About one-third of the 2011 law school's graduating class has signed a letter blasting Mr. Portman, a 1984 alumnus of the law school, as "openly hostile to LGBT [lesbian, gay, bisexual, and transgender] rights," and his upcoming speech an insult to LGBT students, a spokesman for the group said.
Mr. Portman will speak to graduates of the law school May 7 in Hill Auditorium in Ann Arbor.
The students cited his votes as a congressman in 1996 for the Defense of Marriage Act. That law, signed by President Bill Clinton, said no state is required to recognize a same-sex marriage. In February, President Obama ordered the Justice Department to stop defending the law's constitutionality in court. Republicans in the House of Representatives have hired a law firm to defend the law.
The students also cited Mr. Portman's votes in 1999 to bar same-sex couples in Washington, D.C., from adopting, and in 2004 for an unsuccessful bill to amend the U.S. Constitution banning same-sex marriage.
Sarah St. Vincent, a spokesman for the students, said 98 members of the 295-member graduating class signed the letter, as did 200 other law school students. She said they are discussing what action to take in protest, ranging from pledging not to contribute to the school for a certain number of years, walking out during the speech, or carrying signs.
"It's not an issue of silencing a debate. It's not that people here are unwilling to hear those views. We know those views are out there. It's a matter of respecting the rights of LGBT students," said Ms. St. Vincent, 29, of near Harrisburg, Pa. Ms. St. Vincent said she and other heterosexual students are acting in support of their fellow students who are lesbian, gay, bisexual, or transgender.
Mr. Portman left the House of Representatives in 2005 and was elected last November to succeed retiring Republican U.S. Sen. George Voinovich.
Richard Fitzgerald, a spokesman for UM Law School Dean Evan Caminker, said the college has had speakers from both sides of the political spectrum. He said the dean is not reconsidering his invitation to Mr.

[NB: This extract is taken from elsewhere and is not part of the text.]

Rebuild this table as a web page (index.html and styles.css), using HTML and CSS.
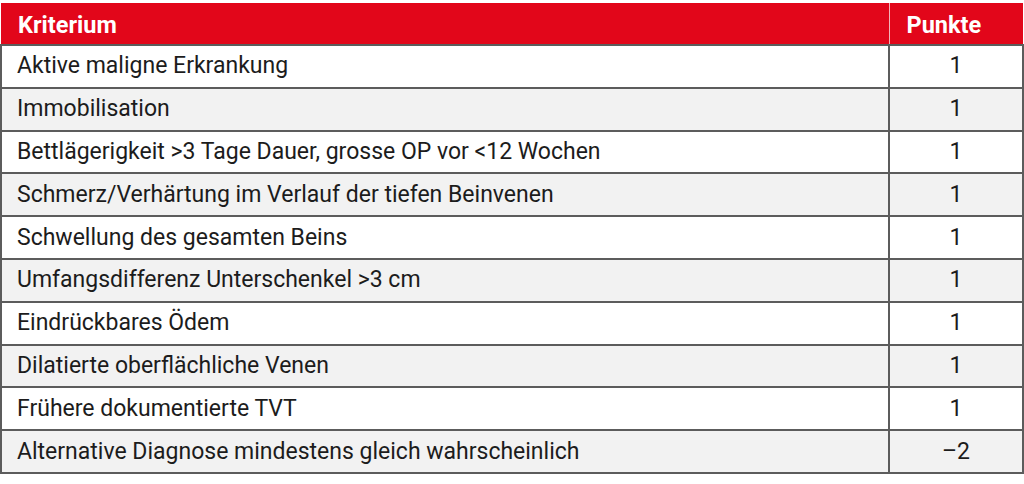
FILE: index.html
```html
<!DOCTYPE html>
<html lang="de">
<head>
<meta charset="utf-8">
<link rel="stylesheet" href="styles.css">
</head>
<body>
<table class="score">
  <thead>
    <tr><th class="crit">Kriterium</th><th class="pts">Punkte</th></tr>
  </thead>
  <tbody>
    <tr><td class="crit">Aktive maligne Erkrankung</td><td class="pts">1</td></tr>
    <tr><td class="crit">Immobilisation</td><td class="pts">1</td></tr>
    <tr><td class="crit">Bettlägerigkeit &gt;3 Tage Dauer, grosse OP vor &lt;12 Wochen</td><td class="pts">1</td></tr>
    <tr><td class="crit">Schmerz/Verhärtung im Verlauf der tiefen Beinvenen</td><td class="pts">1</td></tr>
    <tr><td class="crit">Schwellung des gesamten Beins</td><td class="pts">1</td></tr>
    <tr><td class="crit">Umfangsdifferenz Unterschenkel &gt;3 cm</td><td class="pts">1</td></tr>
    <tr><td class="crit">Eindrückbares Ödem</td><td class="pts">1</td></tr>
    <tr><td class="crit">Dilatierte oberflächliche Venen</td><td class="pts">1</td></tr>
    <tr><td class="crit">Frühere dokumentierte TVT</td><td class="pts">1</td></tr>
    <tr><td class="crit">Alternative Diagnose mindestens gleich wahrscheinlich</td><td class="pts">–2</td></tr>
  </tbody>
</table>
</body>
</html>
```
FILE: styles.css
```css
html, body {
  margin: 0;
  padding: 0;
  background: #ffffff;
}
body {
  padding-top: 3px;
  font-family: Roboto, "Liberation Sans", sans-serif;
  color: #1c1c1c;
}
.score {
  width: 1024px;
  border-collapse: collapse;
  table-layout: fixed;
}
.score th {
  background: #e2061a;
  color: #ffffff;
  font-weight: 700;
  font-size: 23.5px;
  height: 42px;
  padding: 3px 0 0 17px;
  text-align: left;
  border: none;
  box-sizing: border-box;
}
.score th.crit {
  width: 888px;
}
.score th.pts {
  border-left: 1px solid #f3b3b8;
}
.score td {
  font-size: 23px;
  height: 42.8px;
  padding: 0 0 1px 0;
  border: 2px solid #5c5c5c;
  box-sizing: border-box;
}
.score tbody tr:nth-child(even) td {
  background: #f2f2f2;
}
.score td.crit {
  padding-left: 15px;
}
.score td.pts {
  text-align: center;
}
```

Portman.
"The dean looks to the long history of University of Michigan grads who are doing phenomenal things and quite frequently invites those alumni back to speak," Mr. Fitzgerald said. "When they select their speaker they're always looking to have a wide range of diverse speakers who bring different perspectives. We think he has something to offer from his perspective as a Michigan alumnus and his service to government."
Last year's speaker was Valerie Jarrett, a senior adviser to President Obama.
President Obama was the speaker at the University of Michigan 2010 overall graduation, in which he criticized "poisonous" rhetoric and advised students to sample opinions of both left and right. Mr. Obama said during his 2008 campaign that he personally opposed same-sex marriage, but opposed the Defense of Marriage Act.
Ms. St. Vincent said she was out of the country last year and did not know if there was any opposition to Mr. Obama based on his opposition to gay marriage. She said her graduating class believes it is of a generation that views equality based on sexual orientation as "more than an academic question on which people can agree to disagree."
In announcing the selection, Mr. Caminker said Mr. Portman's career demonstrates the opportunities open to graduates of the law school.
Mr. Portman said, "I feel honored as an alum to speak to the future leaders of our country as they prepare to take their next steps in life."